Hi there, I'm having some difficulty in understanding how the change of variables by considering a retarded time frame can be obtained for this particular eqn I have.(adsbygoogle = window.adsbygoogle || []).push({});

Say I have this original equation,

[itex]

\frac{\partial A}{\partial z} + \beta_1 \frac{\partial A}{\partial t}+ \frac{i \beta_2}{2} \frac{\partial^2 A}{\partial t^2}+\frac{\alpha}{2} A = i \gamma |A|^2 A

[/itex]

Considering a frame of reference moving with speed [itex]\nu_g[/itex] (i.e. group velocity), a new variable T can be defined as follows

[itex]T=t-\frac{z}{\nu_g} = t-\beta_1 z[/itex]

where [itex]\beta_1=\frac{1}{\nu_g}[/itex]

Apparently, the differential equation can be reduced to

[itex]

\frac{\partial A}{\partial z} -\frac{i \beta_2}{2} \frac{\partial^2 A}{\partial T^2}+\frac{\alpha}{2} A = i \gamma |A|^2 A

[/itex]

----------------------------------------------------------------------------

From my understanding, the first order differential term [itex]\beta_1 \frac{\partial A}{\partial t} [/itex] disappears because

[itex]

\frac{\partial A}{\partial t} = \frac{\partial A}{\partial T} \times \frac{\partial T}{\partial t}

[/itex]

Since

[itex]

T =t-\frac{z}{\nu_g} = t-\beta_1 z \\

\therefore \frac{\partial T}{\partial t} = 1-\frac{\partial}{\partial t} (\beta_1 z) \\

= 1-\beta_1 \nu_g = 0 \phantom{0} (\because \beta_1=\frac{1}{\nu_g})

[/itex]

Hence,

[itex]

\frac{\partial A}{\partial t} = 0

[/itex]

However, I can't wrap my head around how to transform the second derivative [itex] \frac{\partial^2 A}{\partial t^2}[/itex]?

[itex]

\frac{\partial^2 A}{\partial t^2} = \frac{\partial}{\partial t}(\frac{\partial A}{\partial t})

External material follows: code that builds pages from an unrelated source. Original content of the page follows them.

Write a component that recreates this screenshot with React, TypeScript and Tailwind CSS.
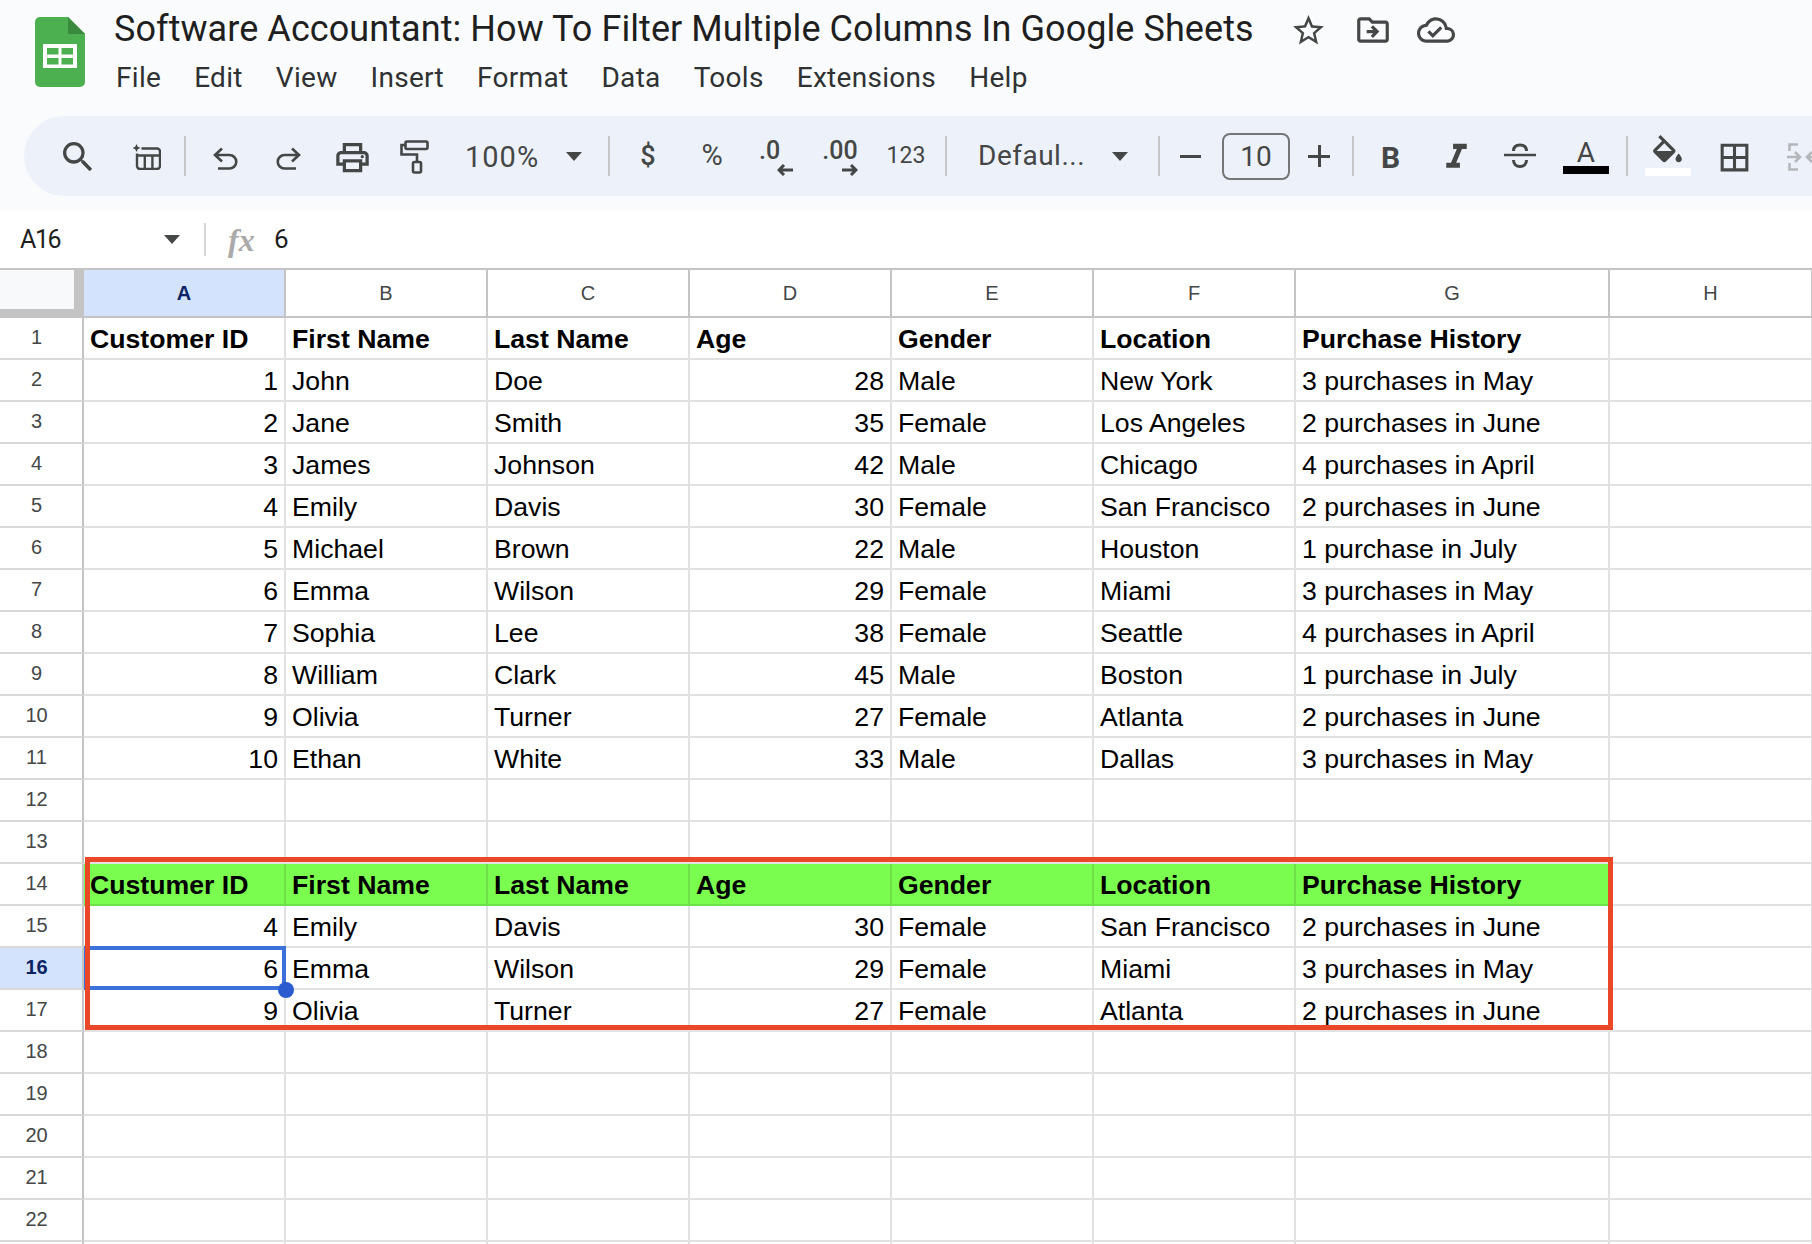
import {
  MdBorderAll,
  MdFormatItalic,
  MdOutlineCloudDone,
  MdOutlineDriveFileMove,
  MdOutlinePrint,
  MdOutlineSearch,
  MdStarBorder,
} from "react-icons/md";

const menus = ["File", "Edit", "View", "Insert", "Format", "Data", "Tools", "Extensions", "Help"];
const columns = ["A", "B", "C", "D", "E", "F", "G", "H"];

type Customer = [string, string, string, string, string, string, string];

const customers: Customer[] = [
  ["1", "John", "Doe", "28", "Male", "New York", "3 purchases in May"],
  ["2", "Jane", "Smith", "35", "Female", "Los Angeles", "2 purchases in June"],
  ["3", "James", "Johnson", "42", "Male", "Chicago", "4 purchases in April"],
  ["4", "Emily", "Davis", "30", "Female", "San Francisco", "2 purchases in June"],
  ["5", "Michael", "Brown", "22", "Male", "Houston", "1 purchase in July"],
  ["6", "Emma", "Wilson", "29", "Female", "Miami", "3 purchases in May"],
  ["7", "Sophia", "Lee", "38", "Female", "Seattle", "4 purchases in April"],
  ["8", "William", "Clark", "45", "Male", "Boston", "1 purchase in July"],
  ["9", "Olivia", "Turner", "27", "Female", "Atlanta", "2 purchases in June"],
  ["10", "Ethan", "White", "33", "Male", "Dallas", "3 purchases in May"],
];

const headerRow = ["Customer ID", "First Name", "Last Name", "Age", "Gender", "Location", "Purchase History"];
const filteredHeader = ["Custumer ID", "First Name", "Last Name", "Age", "Gender", "Location", "Purchase History"];

// sheet contents by row number, anything missing is an empty row
const rows: Record<number, string[]> = {
  1: headerRow,
  14: filteredHeader,
  15: customers[3],
  16: customers[5],
  17: customers[8],
};
customers.forEach((c, i) => {
  rows[i + 2] = c;
});

const rowNumbers = Array.from({ length: 23 }, (_, i) => i + 1);

function SheetsLogo() {
  return (
    <svg width="50" height="70" viewBox="0 0 50 70" className="flex-none">
      <path d="M5 0H33L50 17V65a5 5 0 0 1-5 5H5a5 5 0 0 1-5-5V5a5 5 0 0 1 5-5z" fill="#4caf50" />
      <path d="M33 0L50 17H33z" fill="#3a8a3e" />
      <rect x="8" y="27" width="34" height="24" fill="#fff" />
      <rect x="12" y="31" width="11.5" height="6.5" fill="#4caf50" />
      <rect x="26.5" y="31" width="11.5" height="6.5" fill="#4caf50" />
      <rect x="12" y="41" width="11.5" height="6.5" fill="#4caf50" />
      <rect x="26.5" y="41" width="11.5" height="6.5" fill="#4caf50" />
    </svg>
  );
}

function TableIcon() {
  return (
    <svg width="28" height="26" viewBox="0 0 28 26" fill="none" stroke="#444746" strokeWidth="2.4">
      <path d="M8.5 4.5H24a3 3 0 0 1 3 3V22a3 3 0 0 1-3 3H7a3 3 0 0 1-3-3V9.5" />
      <path d="M4 11.5H27M11.8 11.5V25M19.4 11.5V25" />
      <path d="M3.5 0L4.8 2.7 7.5 4 4.8 5.3 3.5 8 2.2 5.3-.5 4 2.2 2.7z" fill="#444746" stroke="none" />
    </svg>
  );
}

function UndoIcon({ flip }: { flip?: boolean }) {
  return (
    <svg
      width="25"
      height="23"
      viewBox="0 0 25 23"
      fill="none"
      stroke="#444746"
      strokeWidth="2.6"
      className={flip ? "-scale-x-100" : ""}
    >
      <path d="M9 1.5L2 8l7 6.5M2 8h14.5a6.5 6.5 0 0 1 0 13.5H5" />
    </svg>
  );
}

function RollerIcon() {
  return (
    <svg width="29" height="34" viewBox="0 0 29 34" fill="none" stroke="#444746" strokeWidth="2.6">
      <rect x="5.5" y="1.5" width="22" height="7.5" rx="1.5" />
      <path d="M5.5 5H1.5v9.5H17V22" />
      <rect x="13" y="22" width="8" height="10.5" rx="1.5" />
    </svg>
  );
}

function Caret() {
  return (
    <svg width="16" height="9" viewBox="0 0 16 9" className="flex-none">
      <path d="M0 0h16L8 9z" fill="#444746" />
    </svg>
  );
}

function StrikeIcon() {
  return (
    <svg width="32" height="28" viewBox="0 0 32 28" fill="none" stroke="#444746">
      <path d="M0 13h32" strokeWidth="2.6" />
      <path d="M9.5 9C9.5 5 12 3 16 3s6.5 2 6.5 6" strokeWidth="3" />
      <path d="M9.5 18c0 4 2.5 6.5 6.5 6.5s6.5-2.5 6.5-6.5" strokeWidth="3" />
    </svg>
  );
}

function FillIcon() {
  return (
    <svg width="39" height="28" viewBox="0 0 24 17.5" fill="#444746">
      <path d="M16.56 8.94 7.62 0 6.21 1.41l2.38 2.38-5.15 5.15c-.59.59-.59 1.54 0 2.12l5.5 5.5c.29.29.68.44 1.06.44s.77-.15 1.06-.44l5.5-5.5c.59-.58.59-1.53 0-2.12zM5.21 10 10 5.21 14.79 10H5.21zM19 11.5s-2 2.17-2 3.5c0 1.1.9 2 2 2s2-.9 2-2c0-1.33-2-3.5-2-3.5z" />
      <path d="M5.21 10H14.79L10 15z" />
    </svg>
  );
}

function MergeIcon() {
  return (
    <svg width="72" height="28" viewBox="0 0 72 28" fill="none" stroke="#b4b8bb" strokeWidth="2.6">
      <path d="M11 1.5H2.5V8M2.5 20V26.5H11" />
      <path d="M0 14h12M8 9l5 5-5 5" />
      <path d="M33 14H21M25 9l-5 5 5 5" />
      <path d="M30 1.5H38V8M38 20V26.5H30" />
    </svg>
  );
}

function Arrow({ left }: { left?: boolean }) {
  return (
    <svg width="16" height="12" viewBox="0 0 16 12" fill="none" stroke="#444746" strokeWidth="3" className={left ? "-scale-x-100" : ""}>
      <path d="M0 6h14M9 1l5 5-5 5" />
    </svg>
  );
}

function Tool({ w, children }: { w: string; children: React.ReactNode }) {
  return <div className={`${w} flex h-full flex-none items-center justify-center`}>{children}</div>;
}

function Sep({ ml }: { ml: string }) {
  return <div className={`${ml} h-10 w-[2px] flex-none bg-[#c7c7c7]`} />;
}

function Toolbar() {
  return (
    <div className="ml-6 flex h-20 items-center overflow-hidden rounded-l-[40px] bg-[#edf2fa] pl-[22px] text-[#444746]">
      <Tool w="w-16 pt-[2px]">
        <MdOutlineSearch size={40} color="#444746" />
      </Tool>
      <div className="ml-[5px] flex w-16 flex-none justify-center pt-[2px]">
        <TableIcon />
      </div>
      <Sep ml="ml-[5px]" />
      <div className="ml-[8px] flex w-[62px] flex-none justify-center pt-[4px]">
        <UndoIcon />
      </div>
      <div className="flex w-16 flex-none justify-center pt-[4px]">
        <UndoIcon flip />
      </div>
      <Tool w="w-16 pt-[2px]">
        <MdOutlinePrint size={39} color="#444746" />
      </Tool>
      <div className="flex w-[60px] flex-none justify-center pt-[2px]">
        <RollerIcon />
      </div>
      <div className="ml-[21px] flex w-[117px] flex-none items-center justify-between pr-0">
        <span className="pt-[4px] font-['Roboto',sans-serif] text-[29px] tracking-[1px]">100%</span>
        <Caret />
      </div>
      <Sep ml="ml-[26px]" />
      <Tool w="ml-[6px] w-16">
        <span className="font-['Roboto',sans-serif] text-[27px] font-medium">$</span>
      </Tool>
      <Tool w="w-16">
        <span className="font-['Roboto',sans-serif] text-[29px]">%</span>
      </Tool>
      <Tool w="w-16">
        <div className="flex w-[34px] flex-col items-start">
          <span className="font-['Roboto',sans-serif] text-[25px] leading-[27px] font-medium">.0</span>
          <div className="self-end">
            <Arrow left />
          </div>
        </div>
      </Tool>
      <Tool w="w-16">
        <div className="flex flex-col items-end">
          <span className="font-['Roboto',sans-serif] text-[25px] leading-[27px] font-medium">.00</span>
          <Arrow />
        </div>
      </Tool>
      <Tool w="w-[68px]">
        <span className="font-['Roboto',sans-serif] text-[23px]">123</span>
      </Tool>
      <Sep ml="ml-[5px]" />
      <div className="ml-[31px] flex w-[150px] flex-none items-center justify-between">
        <span className="font-['Roboto',sans-serif] text-[28px] tracking-[0.5px]">Defaul...</span>
        <Caret />
      </div>
      <Sep ml="ml-[30px]" />
      <Tool w="w-[61px]">
        <div className="h-[3px] w-[21px] bg-[#444746]" />
      </Tool>
      <div className="ml-[1px] flex h-[47px] w-[68px] flex-none items-center justify-center rounded-[8px] border-2 border-[#747775] pt-[2px] font-['Roboto',sans-serif] text-[28px]">
        10
      </div>
      <Tool w="w-[58px]">
        <div className="relative h-[22px] w-[22px]">
          <div className="absolute top-[9.5px] left-0 h-[3px] w-[22px] bg-[#444746]" />
          <div className="absolute top-0 left-[9.5px] h-[22px] w-[3px] bg-[#444746]" />
        </div>
      </Tool>
      <Sep ml="ml-[4px]" />
      <Tool w="w-[73px] pt-[2px]">
        <span className="font-['Roboto',sans-serif] text-[30px] font-bold">B</span>
      </Tool>
      <Tool w="w-[58px] pt-[2px]">
        <MdFormatItalic size={41} color="#444746" />
      </Tool>
      <Tool w="w-[70px]">
        <StrikeIcon />
      </Tool>
      <Tool w="w-[62px]">
        <div className="flex flex-col items-center">
          <span className="font-['Roboto',sans-serif] text-[28px] leading-[29px]">A</span>
          <div className="mt-[-1px] h-2 w-[46px] bg-black" />
        </div>
      </Tool>
      <Sep ml="ml-[9px]" />
      <Tool w="w-[79px]">
        <div className="flex flex-col items-center">
          <div className="mt-[-2px] h-7">
            <FillIcon />
          </div>
          <div className="mt-[5px] h-2 w-[46px] bg-white" />
        </div>
      </Tool>
      <Tool w="w-[54px] pt-[2px]">
        <MdBorderAll size={37} color="#444746" />
      </Tool>
      <div className="ml-[26px] flex flex-none pt-[2px]">
        <MergeIcon />
      </div>
    </div>
  );
}

function FormulaBar() {
  return (
    <div className="flex h-[57px] items-center bg-white font-['Roboto',sans-serif] text-[25px] text-[#1f1f1f]">
      <span className="ml-5 w-[144px] flex-none tracking-[-1.4px]">A16</span>
      <Caret />
      <div className="ml-[24px] h-[33px] w-[2px] flex-none bg-[#d6d6d6]" />
      <span className="ml-[22px] w-[46px] flex-none font-['Liberation_Serif',serif] text-[32px] font-bold text-[#aaaaaa] italic">
        fx
      </span>
      <span className="text-[26px]">6</span>
    </div>
  );
}

function Sheet() {
  return (
    <div className="relative grid grid-cols-[84px_repeat(6,202px)_314px_203px] grid-rows-[50px_repeat(23,42px)] font-['Liberation_Sans',Arial,sans-serif]">
      {/* corner */}
      <div className="border-t-2 border-r-[10px] border-b-[9px] border-[#c4c4c4] bg-[#f8f9fa]" />
      {columns.map((c) => (
        <div
          key={c}
          className={`flex items-center justify-center border-t-2 border-r-2 border-b-2 border-[#c4c4c4] text-[20px] ${
            c === "A" ? "bg-[#d3e3fd] font-bold text-[#0b2363]" : "bg-white text-[#444746]"
          }`}
        >
          {c}
        </div>
      ))}

      {rowNumbers.map((n) => {
        const row = rows[n];
        const isHeader = n === 1 || n === 14;
        return [
          <div
            key={`n${n}`}
            className={`flex items-center justify-center border-r-2 border-b-2 border-r-[#c4c4c4] border-b-[#d9d9d9] pr-[9px] pb-[2px] text-[20px] ${
              n === 16 ? "bg-[#d3e3fd] font-bold text-[#0b2363]" : "bg-white text-[#444746]"
            }`}
          >
            {n < 23 ? n : ""}
          </div>,
          ...columns.map((_, i) => {
            const value = row?.[i] ?? "";
            const numeric = !isHeader && (i === 0 || i === 3);
            return (
              <div
                key={`${n}-${i}`}
                className={`overflow-hidden border-r-2 border-b-2 whitespace-nowrap text-black pt-[2px] text-[26.67px] leading-[38px] ${
                  numeric ? "pr-[6px] text-right" : "pl-[6px]"
                } ${isHeader ? "font-bold" : ""} ${
                  n === 14 && i < 7 ? "border-[#6fe04a] bg-[#7bfd50]" : "border-[#e1e1e1] bg-white"
                }`}
              >
                {value}
              </div>
            );
          }),
        ];
      })}

      {/* active cell A16 */}
      <div className="absolute top-[678px] left-[84px] h-[44px] w-[202px] border-[4px] border-[#3b71d9]" />
      {/* red highlight around the filtered table */}
      <div className="absolute top-[589px] left-[85px] h-[173px] w-[1528px] border-[5px] border-[#ea4628]" />
      <div className="absolute top-[714px] left-[278px] h-4 w-4 rounded-full bg-[#2b5bd0]" />
    </div>
  );
}

export default function App() {
  return (
    <div className="h-[1244px] w-[1812px] overflow-hidden bg-white">
      <div className="h-[211px] bg-[#f9fbfd]">
        <div className="flex h-[116px] pt-[17px] pl-[35px]">
          <SheetsLogo />
          <div className="ml-[29px] flex flex-col">
            <div className="mt-[-11px] flex items-center">
              <h1 className="font-['Roboto',sans-serif] text-[36px] leading-[46px] font-normal tracking-[0.07px] text-[#1f1f1f]">
                Software Accountant: How To Filter Multiple Columns In Google Sheets
              </h1>
              <MdStarBorder size={37} color="#444746" className="ml-[36px] mt-[2px]" />
              <MdOutlineDriveFileMove size={38} color="#444746" className="ml-[27px] mt-[2px]" />
              <MdOutlineCloudDone size={38} color="#444746" className="ml-[25px] mt-[2px]" />
            </div>
            <div className="mt-[8px] ml-[2px] flex gap-[33px] font-['Roboto',sans-serif] text-[28px] leading-[36px] tracking-[0.3px] text-[#2f3133]">
              {menus.map((m) => (
                <span key={m}>{m}</span>
              ))}
            </div>
          </div>
        </div>
        <Toolbar />
      </div>
      <FormulaBar />
      <Sheet />
    </div>
  );
}
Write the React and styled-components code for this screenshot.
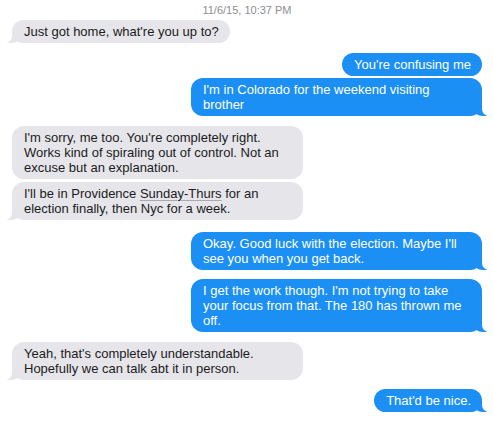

= \frac{\partial}{\partial t}(\frac{\partial A}{\partial T} \times \frac{\partial T}{\partial t})

[/itex]

Which seems to give me zero following from the above argument for the first order differential term [itex]\frac{\partial A}{\partial t}[/itex]...

Am I missing something here? I would really appreciate if anyone could help. Thanks in advance!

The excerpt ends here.